According to Woo, with small children, when they hit each other it is not a case of bullying, even if they do it repeatedly.

Chances are they are just angry or frustrated in the moment or they might like the other child and they just don't know how to express themselves.

Woo explains that when most young children are asked about bullying, they don't really understand the definition of the word.

The more harmful and hurtful bullying usually happens at a later stage – when they are teenagers.

Looking for signs

According to Woo, parents worried that their child is being bullied should look out for these signs:

- depression
- not wanting to go to school
- feigning illnesses to avoid school
- not interested in activities they used to like
- loss of appetite
- not many friends
- nobody invites them to birthday parties

Kaloo explains that if a child comes home and doesn't want to talk about what happened in school, then parents should investigate and find out if this child is being bullied.

However, if the child comes home complaining about another child and what that child did, then chances are it's not a bullying case. Children fight all the time and while parents might be worried about a potential problem, often those two children are the best of friends the very next day.

What to do

Kaloo advises parents against confronting the child who is bullying or even speaking to that child's parents.

“That certainly does happen. That's the worst thing you can do for your child because he has to be able to survive in today's world and he can't always have a mum who's going to rush in and sort things out for him.

“And, of course, that just brings out the worse in the other mum,” she explains.

What they should do is work with the school to find a solution. If there is bullying, then it is the school's responsibility, says Kaloo.

“Keep calm, explain what you believe has happened and that you'd like it investigated. Then work together with the school.

“The worst thing you can tell your child is to hit back if somebody hits him/her. That's just encouraging it. We try to teach the students that it's right to intervene if you see something that you don't like or when there is some disagreement. It's all right to intervene and help the person who is being bullied,” she says.

Woo advises parents against telling their child that it will go away because it won't and in such a case the child will cease to tell them anymore about the bullying after that.

“The support of the school matters. However, if you have made complaints and talked to the school and still nothing is being done, then that school is not safe. Do you still want to put your child in an unsafe school environment? Then the question is whether you should change schools,” says Woo.
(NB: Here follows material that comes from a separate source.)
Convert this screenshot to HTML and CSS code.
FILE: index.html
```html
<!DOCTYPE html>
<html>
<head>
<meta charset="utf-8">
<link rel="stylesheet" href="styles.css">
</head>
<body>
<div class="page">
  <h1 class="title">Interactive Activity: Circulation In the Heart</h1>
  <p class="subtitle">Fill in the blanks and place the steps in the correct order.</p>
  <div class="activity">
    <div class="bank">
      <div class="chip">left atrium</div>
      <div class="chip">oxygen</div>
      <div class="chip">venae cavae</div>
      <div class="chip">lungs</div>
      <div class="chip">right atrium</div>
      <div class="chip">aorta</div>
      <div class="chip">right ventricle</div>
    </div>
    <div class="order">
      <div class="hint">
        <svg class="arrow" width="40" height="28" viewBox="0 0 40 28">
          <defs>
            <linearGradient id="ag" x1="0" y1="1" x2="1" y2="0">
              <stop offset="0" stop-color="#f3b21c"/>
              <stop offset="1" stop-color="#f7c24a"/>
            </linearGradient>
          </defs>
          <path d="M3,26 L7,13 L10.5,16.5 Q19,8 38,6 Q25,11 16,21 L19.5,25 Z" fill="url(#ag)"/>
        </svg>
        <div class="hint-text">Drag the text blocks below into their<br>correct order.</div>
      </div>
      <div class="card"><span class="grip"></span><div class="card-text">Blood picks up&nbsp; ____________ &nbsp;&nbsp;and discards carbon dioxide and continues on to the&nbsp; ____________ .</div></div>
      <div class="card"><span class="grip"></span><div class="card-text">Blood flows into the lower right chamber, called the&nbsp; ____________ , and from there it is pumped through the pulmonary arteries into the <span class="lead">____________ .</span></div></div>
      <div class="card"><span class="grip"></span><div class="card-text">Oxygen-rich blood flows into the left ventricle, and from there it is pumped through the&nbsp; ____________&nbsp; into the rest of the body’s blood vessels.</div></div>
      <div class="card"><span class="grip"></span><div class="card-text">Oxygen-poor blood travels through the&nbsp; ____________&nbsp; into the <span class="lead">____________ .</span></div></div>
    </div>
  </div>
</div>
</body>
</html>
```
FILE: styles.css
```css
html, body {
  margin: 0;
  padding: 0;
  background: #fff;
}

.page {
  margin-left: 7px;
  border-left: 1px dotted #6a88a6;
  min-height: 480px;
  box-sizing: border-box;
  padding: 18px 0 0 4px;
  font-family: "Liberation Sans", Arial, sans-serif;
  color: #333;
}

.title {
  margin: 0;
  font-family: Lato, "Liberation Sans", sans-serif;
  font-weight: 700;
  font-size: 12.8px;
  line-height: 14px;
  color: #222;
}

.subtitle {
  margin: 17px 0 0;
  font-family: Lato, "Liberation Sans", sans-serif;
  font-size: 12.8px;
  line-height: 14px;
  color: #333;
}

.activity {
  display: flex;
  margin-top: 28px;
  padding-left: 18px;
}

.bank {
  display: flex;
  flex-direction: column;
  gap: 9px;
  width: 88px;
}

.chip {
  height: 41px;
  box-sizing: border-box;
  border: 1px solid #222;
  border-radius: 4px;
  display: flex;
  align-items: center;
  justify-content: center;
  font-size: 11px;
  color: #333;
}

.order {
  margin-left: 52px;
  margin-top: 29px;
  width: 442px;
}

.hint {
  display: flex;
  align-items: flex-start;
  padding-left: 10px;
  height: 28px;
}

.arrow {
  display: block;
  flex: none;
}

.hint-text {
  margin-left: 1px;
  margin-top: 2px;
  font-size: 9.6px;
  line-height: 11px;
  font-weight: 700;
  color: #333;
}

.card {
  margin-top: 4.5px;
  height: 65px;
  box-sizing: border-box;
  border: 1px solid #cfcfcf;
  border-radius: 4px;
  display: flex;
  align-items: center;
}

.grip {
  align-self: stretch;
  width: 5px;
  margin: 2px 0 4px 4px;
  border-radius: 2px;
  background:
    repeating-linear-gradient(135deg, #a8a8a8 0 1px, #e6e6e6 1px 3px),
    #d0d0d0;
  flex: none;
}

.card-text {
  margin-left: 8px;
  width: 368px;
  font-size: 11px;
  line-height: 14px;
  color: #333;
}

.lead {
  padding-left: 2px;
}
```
Kaloo says parents should also not ask their child what they did to provoke the bully.

“You do have to proceed with some caution. Otherwise they will clam up and not talk to you at all,” she says.

Long-term effect

In the long run, constant bullying might affect the child's self-esteem.

The child should be taught that when another child bullies them, it is the bully who has a problem. The child also needs to be taught the active approach to problem-solving.

Kaloo warns that bullying should not be taken lightly as it can cause serious depression in the victim who feels that nobody likes them.

“The most important thing is that the victim must not lose confidence in himself or herself. I always tell them it's not their problem, it's other people's problem if they can't handle your being good or clever (if that is the reason why they are isolated and bullied).”

How are bullies made?

Woo says that children who are bullies are usually those who are exposed to violence and usually the source is the parents themselves.

“They imitate the parents' behaviour and the neighbourhood kids. When they go to school they are rejected because they are a bit rude and don't follow rules. Academically they can't cope because there's nobody at home to help them. This leads to them being labelled, then the other kids tease them. To have a sense of belonging, they join the deviant group.

“Usually, these kids have risks at home, disciplining is a problem, the neighbourhood – this doesn't apply to all bullies but these could all be contributing factors.

“School is a big factor. Usually you find these kids who are bullying are not very good academically. We're talking about bullying as a subgroup of delinquent and anti-social behaviour.

“There are many reasons why bullies bully. One is to get attention. Another reason is to save themselves because the bullies themselves might have a history of being abused or bullied at home or at a previous school. So, to protect themselves from being bullied again they become the bullies and act aggressively. Some are just passive bullies who follow a gang. They can't achieve well so they just want to belong to a group,” she says.